### Required work:
Can you transcribe every entry word for word, skipping the images?

Stored data entries
——————————
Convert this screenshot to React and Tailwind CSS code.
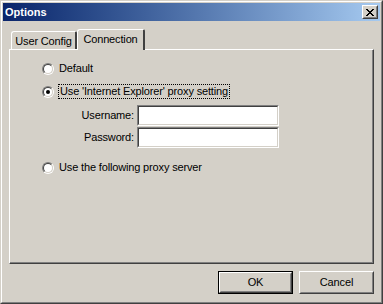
import React from "react";

function Radio({ checked }) {
  return (
    <div className="w-3 h-3 shrink-0 rounded-full border border-t-[#808080] border-l-[#808080] border-r-white border-b-white flex">
      <div className="flex-1 rounded-full border border-t-[#404040] border-l-[#404040] border-r-[#d4d0c8] border-b-[#d4d0c8] bg-white flex items-center justify-center">
        {checked && <div className="w-1 h-1 rounded-full bg-black" />}
      </div>
    </div>
  );
}

function Edit() {
  return (
    <div className="w-[142px] h-[21px] border border-t-[#808080] border-l-[#808080] border-r-white border-b-white flex">
      <div className="flex-1 border border-t-[#404040] border-l-[#404040] border-r-[#d4d0c8] border-b-[#d4d0c8] bg-white" />
    </div>
  );
}

function Button({ children, isDefault }) {
  const inner = (
    <div className="flex-1 border border-t-white border-l-white border-r-[#404040] border-b-[#404040] flex">
      <div className="flex-1 border border-t-[#d4d0c8] border-l-[#d4d0c8] border-r-[#808080] border-b-[#808080] flex items-center justify-center text-black">
        {children}
      </div>
    </div>
  );
  if (isDefault) {
    return (
      <div className="w-[75px] h-[23px] border border-black flex">{inner}</div>
    );
  }
  return <div className="w-[75px] h-[23px] flex">{inner}</div>;
}

export default function App() {
  return (
    <div className="w-[383px] h-[304px] bg-[#d4d0c8] border border-t-[#d4d0c8] border-l-[#d4d0c8] border-r-[#404040] border-b-[#404040] font-['Liberation_Sans',Arial,sans-serif] text-[11px] tracking-[-0.15px] text-black leading-none select-none">
      <div className="h-full border border-t-white border-l-white border-r-[#808080] border-b-[#808080] p-px flex flex-col">
        {/* Title bar */}
        <div className="h-[18px] bg-gradient-to-r from-[#0a246a] to-[#a6caf0] flex items-center pl-[2px] pr-[2px]">
          <span className="text-white font-bold text-[11px] tracking-normal flex-1">Options</span>
          <div className="w-4 h-[14px] bg-[#d4d0c8] border border-t-white border-l-white border-r-[#404040] border-b-[#404040] flex">
            <div className="flex-1 border border-t-[#d4d0c8] border-l-[#d4d0c8] border-r-[#808080] border-b-[#808080] flex items-center justify-center">
              <svg width="8" height="7" viewBox="0 0 8 7" shapeRendering="crispEdges">
                <g fill="#000">
                  <rect x="0" y="0" width="2" height="1" />
                  <rect x="6" y="0" width="2" height="1" />
                  <rect x="1" y="1" width="2" height="1" />
                  <rect x="5" y="1" width="2" height="1" />
                  <rect x="2" y="2" width="4" height="1" />
                  <rect x="3" y="3" width="2" height="1" />
                  <rect x="2" y="4" width="4" height="1" />
                  <rect x="1" y="5" width="2" height="1" />
                  <rect x="5" y="5" width="2" height="1" />
                  <rect x="0" y="6" width="2" height="1" />
                  <rect x="6" y="6" width="2" height="1" />
                </g>
              </svg>
            </div>
          </div>
        </div>

        {/* Body */}
        <div className="flex-1 flex flex-col px-[6px] pt-[8px]">
          {/* Tabs */}
          <div className="h-[20px] flex items-end">
            <div className="ml-[2px] w-[66px] h-[18px] border-t border-l border-t-white border-l-white border-r-2 border-r-[#404040] rounded-tl-[3px] rounded-tr-[2px] flex items-center justify-center pt-[2px]">
              User Config
            </div>
            <div className="relative z-10 -mb-px w-[68px] h-[21px] bg-[#d4d0c8] border-t border-l border-t-white border-l-white border-r-2 border-r-[#404040] rounded-tl-[3px] rounded-tr-[2px] flex items-start justify-center pt-[4px]">
              Connection
            </div>
          </div>

          {/* Panel */}
          <div className="h-[215px] border border-t-white border-l-white border-r-[#404040] border-b-[#404040] flex">
            <div className="flex-1 border-r border-b border-r-[#808080] border-b-[#808080] flex flex-col pl-[32px] pt-[12px]">
              <div className="flex items-center h-[13px]">
                <Radio />
                <span className="ml-[5px]">Default</span>
              </div>
              <div className="flex items-center h-[15px] mt-[9px]">
                <Radio checked />
                <span className="ml-[4px] border border-dotted border-black px-px h-[15px] flex items-center">
                  Use 'Internet Explorer' proxy setting
                </span>
              </div>
              <div className="flex items-center mt-[6px] ml-[32px]">
                <span className="w-[60px] text-right">Username:</span>
                <div className="ml-[3px]"><Edit /></div>
              </div>
              <div className="flex items-center mt-px ml-[32px]">
                <span className="w-[60px] text-right">Password:</span>
                <div className="ml-[3px]"><Edit /></div>
              </div>
              <div className="flex items-center h-[13px] mt-[13px]">
                <Radio />
                <span className="ml-[5px]">Use the following proxy server</span>
              </div>
            </div>
          </div>

          {/* Buttons */}
          <div className="flex justify-end gap-[6px] mt-[7px]">
            <Button isDefault>OK</Button>
            <Button>Cancel</Button>
          </div>
        </div>
      </div>
    </div>
  );
}
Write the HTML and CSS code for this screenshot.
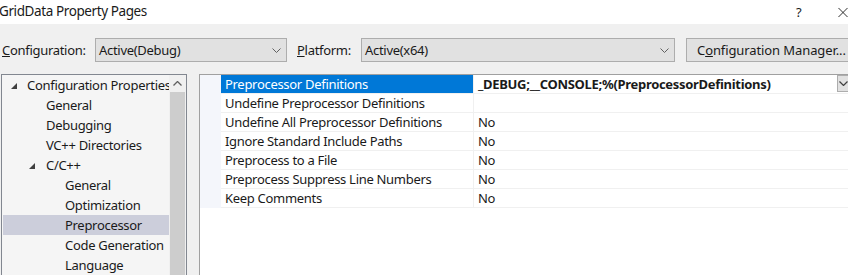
——————————
### Expected output:
Convert this screenshot to React and Tailwind CSS code.
import React from "react";

function Radio({ checked }) {
  return (
    <div className="w-3 h-3 shrink-0 rounded-full border border-t-[#808080] border-l-[#808080] border-r-white border-b-white flex">
      <div className="flex-1 rounded-full border border-t-[#404040] border-l-[#404040] border-r-[#d4d0c8] border-b-[#d4d0c8] bg-white flex items-center justify-center">
        {checked && <div className="w-1 h-1 rounded-full bg-black" />}
      </div>
    </div>
  );
}

function Edit() {
  return (
    <div className="w-[142px] h-[21px] border border-t-[#808080] border-l-[#808080] border-r-white border-b-white flex">
      <div className="flex-1 border border-t-[#404040] border-l-[#404040] border-r-[#d4d0c8] border-b-[#d4d0c8] bg-white" />
    </div>
  );
}

function Button({ children, isDefault }) {
  const inner = (
    <div className="flex-1 border border-t-white border-l-white border-r-[#404040] border-b-[#404040] flex">
      <div className="flex-1 border border-t-[#d4d0c8] border-l-[#d4d0c8] border-r-[#808080] border-b-[#808080] flex items-center justify-center text-black">
        {children}
      </div>
    </div>
  );
  if (isDefault) {
    return (
      <div className="w-[75px] h-[23px] border border-black flex">{inner}</div>
    );
  }
  return <div className="w-[75px] h-[23px] flex">{inner}</div>;
}

export default function App() {
  return (
    <div className="w-[383px] h-[304px] bg-[#d4d0c8] border border-t-[#d4d0c8] border-l-[#d4d0c8] border-r-[#404040] border-b-[#404040] font-['Liberation_Sans',Arial,sans-serif] text-[11px] tracking-[-0.15px] text-black leading-none select-none">
      <div className="h-full border border-t-white border-l-white border-r-[#808080] border-b-[#808080] p-px flex flex-col">
        {/* Title bar */}
        <div className="h-[18px] bg-gradient-to-r from-[#0a246a] to-[#a6caf0] flex items-center pl-[2px] pr-[2px]">
          <span className="text-white font-bold text-[11px] tracking-normal flex-1">Options</span>
          <div className="w-4 h-[14px] bg-[#d4d0c8] border border-t-white border-l-white border-r-[#404040] border-b-[#404040] flex">
            <div className="flex-1 border border-t-[#d4d0c8] border-l-[#d4d0c8] border-r-[#808080] border-b-[#808080] flex items-center justify-center">
              <svg width="8" height="7" viewBox="0 0 8 7" shapeRendering="crispEdges">
                <g fill="#000">
                  <rect x="0" y="0" width="2" height="1" />
                  <rect x="6" y="0" width="2" height="1" />
                  <rect x="1" y="1" width="2" height="1" />
                  <rect x="5" y="1" width="2" height="1" />
                  <rect x="2" y="2" width="4" height="1" />
                  <rect x="3" y="3" width="2" height="1" />
                  <rect x="2" y="4" width="4" height="1" />
                  <rect x="1" y="5" width="2" height="1" />
                  <rect x="5" y="5" width="2" height="1" />
                  <rect x="0" y="6" width="2" height="1" />
                  <rect x="6" y="6" width="2" height="1" />
                </g>
              </svg>
            </div>
          </div>
        </div>

        {/* Body */}
        <div className="flex-1 flex flex-col px-[6px] pt-[8px]">
          {/* Tabs */}
          <div className="h-[20px] flex items-end">
            <div className="ml-[2px] w-[66px] h-[18px] border-t border-l border-t-white border-l-white border-r-2 border-r-[#404040] rounded-tl-[3px] rounded-tr-[2px] flex items-center justify-center pt-[2px]">
              User Config
            </div>
            <div className="relative z-10 -mb-px w-[68px] h-[21px] bg-[#d4d0c8] border-t border-l border-t-white border-l-white border-r-2 border-r-[#404040] rounded-tl-[3px] rounded-tr-[2px] flex items-start justify-center pt-[4px]">
              Connection
            </div>
          </div>

          {/* Panel */}
          <div className="h-[215px] border border-t-white border-l-white border-r-[#404040] border-b-[#404040] flex">
            <div className="flex-1 border-r border-b border-r-[#808080] border-b-[#808080] flex flex-col pl-[32px] pt-[12px]">
              <div className="flex items-center h-[13px]">
                <Radio />
                <span className="ml-[5px]">Default</span>
              </div>
              <div className="flex items-center h-[15px] mt-[9px]">
                <Radio checked />
                <span className="ml-[4px] border border-dotted border-black px-px h-[15px] flex items-center">
                  Use 'Internet Explorer' proxy setting
                </span>
              </div>
              <div className="flex items-center mt-[6px] ml-[32px]">
                <span className="w-[60px] text-right">Username:</span>
                <div className="ml-[3px]"><Edit /></div>
              </div>
              <div className="flex items-center mt-px ml-[32px]">
                <span className="w-[60px] text-right">Password:</span>
                <div className="ml-[3px]"><Edit /></div>
              </div>
              <div className="flex items-center h-[13px] mt-[13px]">
                <Radio />
                <span className="ml-[5px]">Use the following proxy server</span>
              </div>
            </div>
          </div>

          {/* Buttons */}
          <div className="flex justify-end gap-[6px] mt-[7px]">
            <Button isDefault>OK</Button>
            <Button>Cancel</Button>
          </div>
        </div>
      </div>
    </div>
  );
}
Write the HTML and CSS code for this screenshot.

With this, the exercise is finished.